Changed in version 0.5.4: This used to be called s3_tmp_dir.

Changed in version 0.5.0: This used to be called s3_scratch_uri.

cloud_fs_sync_secs (--cloud_fs_sync_secs) : string

Default: 5.0

How long to wait for S3 to reach eventual consistency. This is typically less than a second (zero in U.S. West), but the default is 5.0 to be safe.

Changed in version 0.5.4: This used to be called s3_sync_wait_time

cloud_upload_part_size (--cloud-upload-part-size) : integer

Default: 100

Upload files to S3 in parts no bigger than this many megabytes (technically, mebibytes). Default is 100 MiB, as recommended by Amazon. Set to 0 to disable multipart uploading entirely.

Currently, Amazon requires parts to be between 5 MiB and 5 GiB. mrjob does not enforce these limits.

Changed in version 0.5.4: This used to be called s3_upload_part_size.
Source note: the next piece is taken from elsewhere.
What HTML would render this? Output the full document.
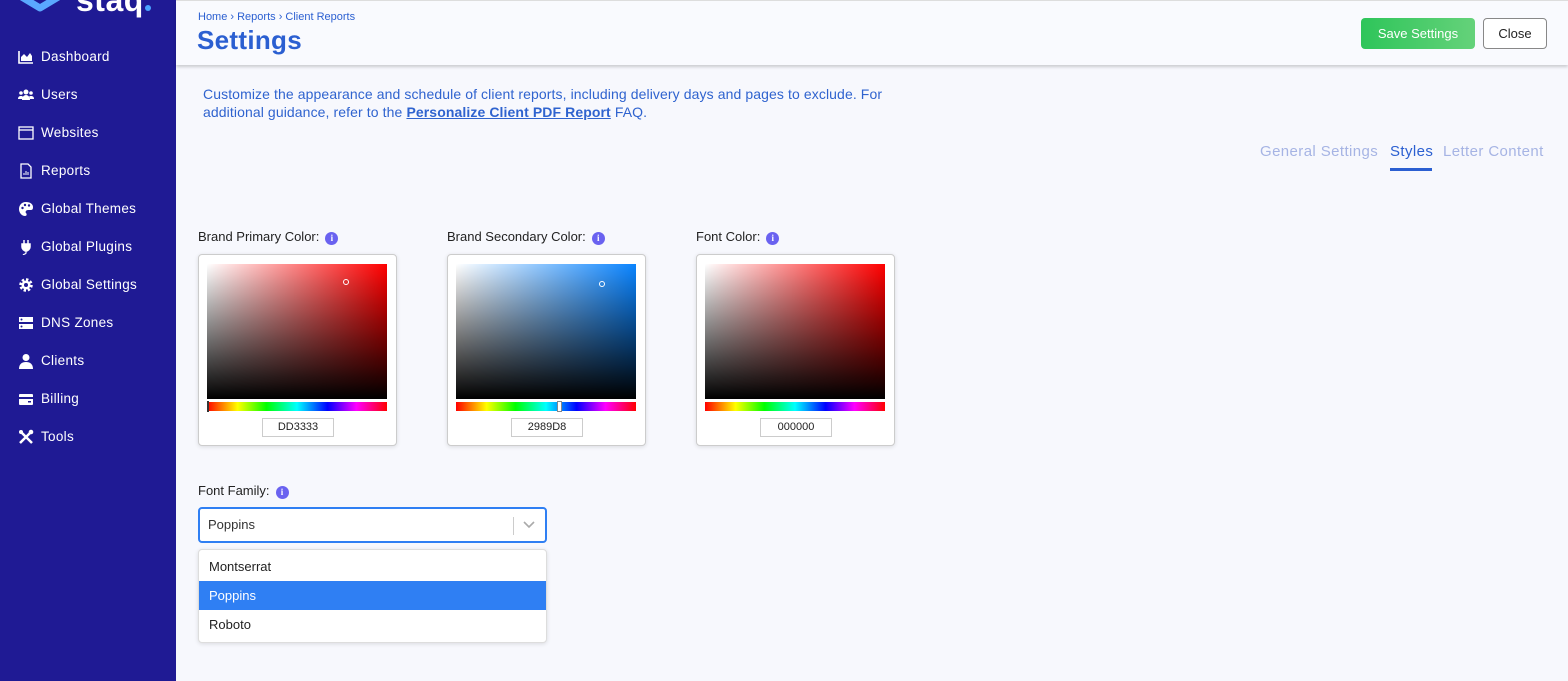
<!DOCTYPE html>
<html><head><meta charset="utf-8"><style>
*{box-sizing:border-box;margin:0;padding:0}
body{width:1568px;height:681px;overflow:hidden;background:#f7f8fd;font-family:"Liberation Sans",sans-serif;position:relative}
.side{position:absolute;left:0;top:0;width:176px;height:681px;background:#1f1a94}
.logo{position:absolute;left:76px;top:-18px;color:#fff;font-weight:bold;font-size:32px;letter-spacing:0.5px}
.logo i{display:inline-block;width:6px;height:6px;border-radius:50%;background:#4aa3ff;margin-left:1px}
.chev{position:absolute;left:18px;top:-6px;width:44px;height:18px}
.nav{position:absolute;left:0;top:0}
.nav div{position:absolute;left:18px;color:#fff;font-size:13.5px;letter-spacing:.3px;white-space:nowrap;height:16px;line-height:16px}
.nav svg{position:absolute;left:0;top:0;width:16px;height:16px}
.nav span{position:absolute;left:23px;top:0}
.head{position:absolute;left:176px;top:0;width:1392px;height:65px;background:#f9fafe;border-top:1px solid #ddd;box-shadow:0 2px 3px rgba(0,0,0,.18)}
.crumb{position:absolute;left:22px;top:10px;font-size:11px;color:#2b5fd1}
.title{position:absolute;left:21px;top:24px;font-size:26px;font-weight:bold;color:#2b5fd1;letter-spacing:.3px}
.save{position:absolute;left:1185px;top:17px;width:114px;height:31px;border-radius:4px;background:linear-gradient(90deg,#2ec55a,#65d27a);color:#fff;font-size:13px;text-align:center;line-height:31px}
.close{position:absolute;left:1307px;top:17px;width:64px;height:31px;border-radius:4px;border:1px solid #888;background:#fff;color:#222;font-size:13px;text-align:center;line-height:29px}
.desc{position:absolute;left:203px;top:85px;font-size:14px;line-height:18px;color:#2f63cf;width:735px;letter-spacing:.1px}
.desc b{text-decoration:underline}
.tabs{position:absolute;top:143px;font-size:15px;color:#a6b4e4;letter-spacing:.4px;white-space:nowrap}
.lbl{position:absolute;font-size:13px;color:#222}
.info{display:inline-block;width:13px;height:13px;border-radius:50%;background:#6a62f0;color:#fff;font-size:9px;font-weight:bold;text-align:center;line-height:13px;vertical-align:0px;margin-left:6px;font-family:"Liberation Serif",serif}
.pk{position:absolute;top:254px;width:199px;height:192px;background:#fff;border:1px solid #ccc;border-radius:4px;box-shadow:0 1px 4px rgba(0,0,0,.12)}
.sq{position:absolute;left:8px;top:9px;width:180px;height:135px}
.sq .w{position:absolute;inset:0;background:linear-gradient(90deg,#fff,rgba(255,255,255,0))}
.sq .b{position:absolute;inset:0;background:linear-gradient(0deg,#000,rgba(0,0,0,0))}
.hue{position:absolute;left:8px;top:147px;width:180px;height:9px;background:linear-gradient(90deg,#f00,#ff0 17%,#0f0 33%,#0ff 50%,#00f 67%,#f0f 83%,#f00)}
.hex{position:absolute;left:63px;top:163px;width:72px;height:19px;border:1px solid #ccc;font-size:11px;text-align:center;line-height:17px;color:#222}
.dot{position:absolute;width:6px;height:6px;border:1px solid #fff;border-radius:50%}
.sel{position:absolute;left:198px;top:507px;width:349px;height:36px;border:2px solid #2f7ff3;border-radius:4px;background:#fff}
.menu{position:absolute;left:198px;top:549px;width:349px;height:94px;background:#fff;border:1px solid #ddd;border-radius:4px;box-shadow:0 1px 4px rgba(0,0,0,.12);font-size:13px;color:#222}
.menu div{height:29px;line-height:29px;padding-left:10px}
</style></head><body>
<div class="side">
<svg class="chev" viewBox="0 0 44 18"><path d="M2 2 L22 14 L42 2" stroke="#5aa8ff" stroke-width="7" fill="none" stroke-linejoin="round"/></svg>
<div class="logo">staq<i></i></div>
<div class="nav">
<div style="top:49px"><svg viewBox="0 0 16 16"><path d="M1 2v12h14" stroke="#fff" stroke-width="1.6" fill="none"/><path d="M3 12V8l3-3 3 3 3-4 2 3v5z" fill="#fff"/></svg><span>Dashboard</span></div>
<div style="top:87px"><svg viewBox="0 0 16 16"><circle cx="8" cy="5" r="2.5" fill="#fff"/><circle cx="3" cy="6" r="1.8" fill="#fff"/><circle cx="13" cy="6" r="1.8" fill="#fff"/><path d="M4 13c0-3 2-5 4-5s4 2 4 5zM0 12c0-2 1-3 3-3s2 1 2 1l-1 2zM16 12c0-2-1-3-3-3s-2 1-2 1l1 2z" fill="#fff"/></svg><span>Users</span></div>
<div style="top:125px"><svg viewBox="0 0 16 16"><rect x="1" y="2" width="14" height="12" stroke="#fff" stroke-width="1.3" fill="none"/><path d="M1 5h14" stroke="#fff" stroke-width="1.3"/></svg><span>Websites</span></div>
<div style="top:163px"><svg viewBox="0 0 16 16"><path d="M3 1h7l3 3v11H3z" stroke="#fff" stroke-width="1.3" fill="none"/><path d="M6 12v-2M8 12V8M10 12v-3" stroke="#fff"/></svg><span>Reports</span></div>
<div style="top:201px"><svg viewBox="0 0 16 16"><path d="M8 1C3 1 1 5 1 8c0 4 3 7 6 7 2 0 2-2 1-3s0-3 2-3h3c2 0 2-2 2-3 0-3-3-5-7-5z" fill="#fff"/><circle cx="4.5" cy="7" r="1.2" fill="#1f1a94"/><circle cx="7" cy="4" r="1.2" fill="#1f1a94"/><circle cx="11" cy="4.5" r="1.2" fill="#1f1a94"/></svg><span>Global Themes</span></div>
<div style="top:239px"><svg viewBox="0 0 16 16"><path d="M6 1v4M10 1v4M4 5h8v3c0 2-2 4-4 4s-4-2-4-4z" stroke="#fff" stroke-width="1.5" fill="#fff"/><path d="M8 12v2c0 1-2 1-3 2" stroke="#fff" stroke-width="1.2" fill="none"/></svg><span>Global Plugins</span></div>
<div style="top:277px"><svg viewBox="0 0 16 16"><circle cx="8" cy="8" r="5" fill="none" stroke="#fff" stroke-width="3.5" stroke-dasharray="2.2 1.7"/><circle cx="8" cy="8" r="4.5" fill="#fff"/><circle cx="8" cy="8" r="2" fill="#1f1a94"/></svg><span>Global Settings</span></div>
<div style="top:315px"><svg viewBox="0 0 16 16"><rect x="1" y="2" width="14" height="5" fill="#fff"/><rect x="1" y="9" width="14" height="5" fill="#fff"/><circle cx="3.5" cy="4.5" r="1" fill="#1f1a94"/><circle cx="3.5" cy="11.5" r="1" fill="#1f1a94"/></svg><span>DNS Zones</span></div>
<div style="top:353px"><svg viewBox="0 0 16 16"><circle cx="8" cy="4.5" r="3.5" fill="#fff"/><path d="M1 16c0-5 3-7 7-7s7 2 7 7z" fill="#fff"/></svg><span>Clients</span></div>
<div style="top:391px"><svg viewBox="0 0 16 16"><rect x="1" y="3" width="14" height="11" rx="1" fill="#fff"/><rect x="1" y="6" width="14" height="2" fill="#1f1a94"/><rect x="10" y="10" width="3" height="1.5" fill="#1f1a94"/></svg><span>Billing</span></div>
<div style="top:429px"><svg viewBox="0 0 16 16"><path d="M2 2l12 12M14 2L2 14" stroke="#fff" stroke-width="2.5"/><circle cx="3" cy="3" r="2" fill="#fff"/><circle cx="13" cy="3" r="2.3" fill="#fff"/></svg><span>Tools</span></div>
</div></div>

<div class="head">
<div class="crumb">Home › Reports › Client Reports</div>
<div class="title">Settings</div>
<div class="save">Save Settings</div>
<div class="close">Close</div>
</div>

<div class="desc">Customize the appearance and schedule of client reports, including delivery days and pages to exclude. For additional guidance, refer to the <b>Personalize Client PDF Report</b> FAQ.</div>

<div class="tabs" style="left:1260px">General Settings</div>
<div class="tabs" style="left:1390px;color:#2b5fd1">Styles</div>
<div style="position:absolute;left:1390px;top:168px;width:42px;height:3px;background:#2b5fd1"></div>
<div class="tabs" style="left:1443px">Letter Content</div>

<div class="lbl" style="left:198px;top:229px">Brand Primary Color:<span class="info">i</span></div>
<div class="lbl" style="left:447px;top:229px">Brand Secondary Color:<span class="info">i</span></div>
<div class="lbl" style="left:696px;top:229px">Font Color:<span class="info">i</span></div>

<div class="pk" style="left:198px"><div class="sq" style="background:#f00"><div class="w"></div><div class="b"></div></div><div class="dot" style="left:144px;top:24px"></div><div class="hue"></div><div style="position:absolute;left:8px;top:146px;width:2px;height:11px;background:#fff;border:1px solid #333"></div><div class="hex">DD3333</div></div>
<div class="pk" style="left:447px"><div class="sq" style="background:#0a84ff"><div class="w"></div><div class="b"></div></div><div class="dot" style="left:151px;top:26px"></div><div class="hue"></div><div style="position:absolute;left:109px;top:146px;width:5px;height:11px;background:#fff;border:1px solid #888"></div><div class="hex">2989D8</div></div>
<div class="pk" style="left:696px"><div class="sq" style="background:#f00"><div class="w"></div><div class="b"></div></div><div class="hue"></div><div class="hex">000000</div></div>

<div class="lbl" style="left:198px;top:483px">Font Family:<span class="info">i</span></div>
<div class="sel"><span style="position:absolute;left:8px;top:8px;font-size:13px;color:#333">Poppins</span><div style="position:absolute;left:313px;top:8px;width:1px;height:18px;background:#ccc"></div><svg style="position:absolute;left:323px;top:12px" width="12" height="8" viewBox="0 0 12 8"><path d="M1 1l5 5 5-5" stroke="#aaa" stroke-width="1.6" fill="none"/></svg></div>
<div class="menu" style="padding-top:2px"><div>Montserrat</div><div style="background:#2f7ff3;color:#fff">Poppins</div><div>Roboto</div></div>
</body></html>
s3_endpoint (--s3-endpoint) : string

Default: (automatic)

Force mrjob to connect to S3 on this endpoint, rather than letting it choose the appropriate endpoint for each S3 bucket.

Mostly exists as a workaround for network issues.

Warning

If you set this to a region-specific endpoint (e.g. 's3-us-west-1.amazonaws.com') mrjob will not be able to access buckets located in other regions.

SSH access and tunneling

ssh_bin (--ssh-bin) : command

Default: 'ssh'

Path to the ssh binary; may include switches (e.g. 'ssh -v' or ['ssh', '-v']). Defaults to ssh

ssh_bind_ports (--ssh-bind-ports) : special

Default: range(40001, 40841)

A list of ports that are safe to listen on. The command line syntax looks like 2000[:2001][,2003,2005:2008,etc], where commas separate ranges and colons separate range endpoints.

ssh_tunnel (--ssh-tunnel, --no-ssh-tunnel) : boolean

Default: False

If True, create an ssh tunnel to the job tracker/resource manager and listen on a randomly chosen port. This requires you to set ec2_key_pair and ec2_key_pair_file. See Configuring SSH credentials for detailed instructions.

Changed in version 0.5.0: This option used to be named ssh_tunnel_to_job_tracker.

ssh_tunnel_is_open (--ssh-tunnel-is-open) : boolean

Default: False

if True, any host can connect to the job tracker through the SSH tunnel you open. Mostly useful if your browser is running on a different machine from your job runner.